■ STORED DATA:

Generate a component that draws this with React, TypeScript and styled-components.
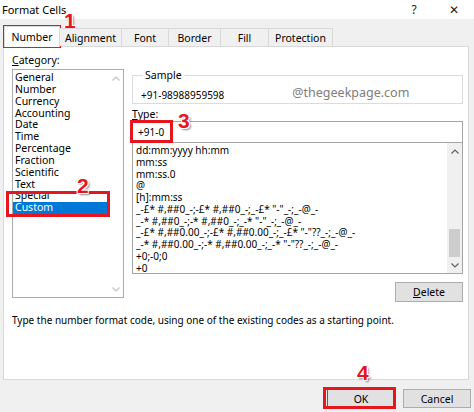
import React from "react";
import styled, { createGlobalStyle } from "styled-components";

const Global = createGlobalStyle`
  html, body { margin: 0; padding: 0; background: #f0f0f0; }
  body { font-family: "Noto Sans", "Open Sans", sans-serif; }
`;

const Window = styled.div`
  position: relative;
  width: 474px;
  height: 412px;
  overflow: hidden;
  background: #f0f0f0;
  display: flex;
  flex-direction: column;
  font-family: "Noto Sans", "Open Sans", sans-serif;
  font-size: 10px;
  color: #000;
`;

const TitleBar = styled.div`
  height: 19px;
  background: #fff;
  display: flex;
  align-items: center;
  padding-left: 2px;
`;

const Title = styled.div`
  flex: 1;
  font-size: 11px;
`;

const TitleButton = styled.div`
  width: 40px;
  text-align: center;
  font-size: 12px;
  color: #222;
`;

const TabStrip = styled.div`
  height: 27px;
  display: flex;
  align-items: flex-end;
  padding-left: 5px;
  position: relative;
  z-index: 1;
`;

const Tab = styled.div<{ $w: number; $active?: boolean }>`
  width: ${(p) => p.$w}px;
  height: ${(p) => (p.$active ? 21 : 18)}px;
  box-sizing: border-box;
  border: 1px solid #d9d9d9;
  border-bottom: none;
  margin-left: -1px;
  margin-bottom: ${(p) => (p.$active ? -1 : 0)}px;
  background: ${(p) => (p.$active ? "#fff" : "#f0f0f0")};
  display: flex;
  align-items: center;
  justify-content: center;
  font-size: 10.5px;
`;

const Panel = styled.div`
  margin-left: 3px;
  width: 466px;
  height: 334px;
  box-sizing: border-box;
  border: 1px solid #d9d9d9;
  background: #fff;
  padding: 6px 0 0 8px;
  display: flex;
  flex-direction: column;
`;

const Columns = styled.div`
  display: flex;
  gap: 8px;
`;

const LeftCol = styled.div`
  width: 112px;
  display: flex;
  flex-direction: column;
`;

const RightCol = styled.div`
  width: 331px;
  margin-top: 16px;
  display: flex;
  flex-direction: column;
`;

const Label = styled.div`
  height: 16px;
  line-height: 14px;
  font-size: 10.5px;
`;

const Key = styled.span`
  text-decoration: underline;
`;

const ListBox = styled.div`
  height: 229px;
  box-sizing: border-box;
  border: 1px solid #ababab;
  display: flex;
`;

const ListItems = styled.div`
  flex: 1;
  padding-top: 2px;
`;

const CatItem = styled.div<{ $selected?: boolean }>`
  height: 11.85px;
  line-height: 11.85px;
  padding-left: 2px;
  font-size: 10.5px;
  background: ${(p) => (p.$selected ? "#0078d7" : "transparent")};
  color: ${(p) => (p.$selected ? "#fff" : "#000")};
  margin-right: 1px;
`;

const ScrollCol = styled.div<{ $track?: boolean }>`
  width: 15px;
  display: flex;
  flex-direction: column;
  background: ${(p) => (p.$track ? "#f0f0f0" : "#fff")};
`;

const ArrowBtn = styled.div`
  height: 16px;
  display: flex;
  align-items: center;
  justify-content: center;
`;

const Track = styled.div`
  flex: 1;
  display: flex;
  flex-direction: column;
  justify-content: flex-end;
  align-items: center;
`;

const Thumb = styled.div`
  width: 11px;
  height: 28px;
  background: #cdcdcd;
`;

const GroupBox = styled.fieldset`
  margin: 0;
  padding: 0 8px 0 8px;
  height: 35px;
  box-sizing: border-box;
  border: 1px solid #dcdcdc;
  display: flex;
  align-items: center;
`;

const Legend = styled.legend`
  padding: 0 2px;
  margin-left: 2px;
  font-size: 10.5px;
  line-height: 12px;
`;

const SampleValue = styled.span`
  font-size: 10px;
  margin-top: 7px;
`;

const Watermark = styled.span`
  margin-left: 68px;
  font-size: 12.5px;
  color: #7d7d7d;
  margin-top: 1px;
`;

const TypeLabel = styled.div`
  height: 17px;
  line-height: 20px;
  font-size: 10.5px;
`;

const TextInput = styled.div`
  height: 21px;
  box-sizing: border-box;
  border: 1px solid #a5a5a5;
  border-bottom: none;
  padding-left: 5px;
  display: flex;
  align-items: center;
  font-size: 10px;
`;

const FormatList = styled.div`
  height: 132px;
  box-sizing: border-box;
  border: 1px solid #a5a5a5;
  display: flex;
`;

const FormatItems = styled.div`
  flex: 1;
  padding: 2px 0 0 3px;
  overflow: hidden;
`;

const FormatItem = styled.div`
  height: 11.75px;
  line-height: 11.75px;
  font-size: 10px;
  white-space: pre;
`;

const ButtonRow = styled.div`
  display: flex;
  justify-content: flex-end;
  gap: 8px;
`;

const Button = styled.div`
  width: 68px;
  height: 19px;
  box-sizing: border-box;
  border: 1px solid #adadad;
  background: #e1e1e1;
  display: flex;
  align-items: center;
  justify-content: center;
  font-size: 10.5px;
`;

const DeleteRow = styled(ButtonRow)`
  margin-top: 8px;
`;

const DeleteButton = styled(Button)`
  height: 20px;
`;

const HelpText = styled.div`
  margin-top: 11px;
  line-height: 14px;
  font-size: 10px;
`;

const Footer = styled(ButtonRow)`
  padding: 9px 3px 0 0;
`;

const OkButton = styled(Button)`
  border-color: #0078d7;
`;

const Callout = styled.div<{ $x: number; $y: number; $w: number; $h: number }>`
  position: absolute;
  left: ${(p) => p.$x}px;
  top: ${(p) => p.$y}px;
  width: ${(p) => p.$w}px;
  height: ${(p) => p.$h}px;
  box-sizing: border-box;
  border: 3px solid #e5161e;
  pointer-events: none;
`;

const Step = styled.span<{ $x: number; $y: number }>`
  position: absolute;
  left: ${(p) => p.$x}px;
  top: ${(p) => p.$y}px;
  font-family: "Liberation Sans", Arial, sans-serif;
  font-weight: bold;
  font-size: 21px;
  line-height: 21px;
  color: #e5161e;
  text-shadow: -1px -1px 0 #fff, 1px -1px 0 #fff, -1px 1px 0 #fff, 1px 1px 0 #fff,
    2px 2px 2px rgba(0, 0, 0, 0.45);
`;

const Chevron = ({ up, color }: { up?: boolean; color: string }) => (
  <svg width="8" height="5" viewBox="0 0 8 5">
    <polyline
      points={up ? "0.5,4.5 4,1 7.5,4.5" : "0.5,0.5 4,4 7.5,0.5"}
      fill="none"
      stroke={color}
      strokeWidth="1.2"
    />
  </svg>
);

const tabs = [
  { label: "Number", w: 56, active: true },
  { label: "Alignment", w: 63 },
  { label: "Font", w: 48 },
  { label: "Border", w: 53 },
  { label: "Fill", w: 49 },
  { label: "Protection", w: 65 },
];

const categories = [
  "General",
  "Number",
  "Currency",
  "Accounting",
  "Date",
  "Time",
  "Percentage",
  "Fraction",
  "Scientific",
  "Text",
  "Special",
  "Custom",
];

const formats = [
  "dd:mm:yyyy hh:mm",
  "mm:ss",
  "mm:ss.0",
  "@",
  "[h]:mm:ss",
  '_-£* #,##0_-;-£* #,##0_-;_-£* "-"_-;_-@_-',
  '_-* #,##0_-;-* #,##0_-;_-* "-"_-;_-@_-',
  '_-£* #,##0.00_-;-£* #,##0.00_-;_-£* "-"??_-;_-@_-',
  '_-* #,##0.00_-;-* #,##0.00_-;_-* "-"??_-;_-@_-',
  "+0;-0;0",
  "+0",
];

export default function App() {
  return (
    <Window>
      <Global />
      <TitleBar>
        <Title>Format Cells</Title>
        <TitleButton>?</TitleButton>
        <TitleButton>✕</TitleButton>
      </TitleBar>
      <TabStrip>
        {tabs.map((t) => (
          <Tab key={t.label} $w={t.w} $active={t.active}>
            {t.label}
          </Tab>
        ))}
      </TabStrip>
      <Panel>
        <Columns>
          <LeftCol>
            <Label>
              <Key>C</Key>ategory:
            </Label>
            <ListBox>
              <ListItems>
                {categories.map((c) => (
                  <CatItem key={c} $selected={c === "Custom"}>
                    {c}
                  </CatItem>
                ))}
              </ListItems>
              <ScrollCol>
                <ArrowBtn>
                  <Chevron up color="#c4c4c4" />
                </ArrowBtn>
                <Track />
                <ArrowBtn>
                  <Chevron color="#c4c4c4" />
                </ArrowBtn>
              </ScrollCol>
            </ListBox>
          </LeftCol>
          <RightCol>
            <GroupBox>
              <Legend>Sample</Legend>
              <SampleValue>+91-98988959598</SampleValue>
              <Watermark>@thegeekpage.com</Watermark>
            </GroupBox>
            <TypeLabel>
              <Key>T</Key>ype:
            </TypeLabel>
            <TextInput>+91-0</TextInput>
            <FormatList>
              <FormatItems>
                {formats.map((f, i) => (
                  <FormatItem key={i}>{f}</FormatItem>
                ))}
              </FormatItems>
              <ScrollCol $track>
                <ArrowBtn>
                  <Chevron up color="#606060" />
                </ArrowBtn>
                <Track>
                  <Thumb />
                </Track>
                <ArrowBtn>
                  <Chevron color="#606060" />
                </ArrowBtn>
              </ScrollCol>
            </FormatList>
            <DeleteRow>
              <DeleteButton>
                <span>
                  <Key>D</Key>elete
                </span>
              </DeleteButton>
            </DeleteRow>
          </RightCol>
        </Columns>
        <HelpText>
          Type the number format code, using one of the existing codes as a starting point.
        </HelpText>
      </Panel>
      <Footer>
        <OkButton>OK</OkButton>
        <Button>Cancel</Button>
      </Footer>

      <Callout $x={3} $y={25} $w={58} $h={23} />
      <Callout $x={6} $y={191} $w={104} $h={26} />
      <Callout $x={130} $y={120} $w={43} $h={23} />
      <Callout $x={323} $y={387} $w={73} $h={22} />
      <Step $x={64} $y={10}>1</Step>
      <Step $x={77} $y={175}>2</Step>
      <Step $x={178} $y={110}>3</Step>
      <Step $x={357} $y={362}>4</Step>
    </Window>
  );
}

■ REQUIREMENT: State the count of lines with the word "React" in them, and write nothing else.

■ EXERCISE RESULT: 2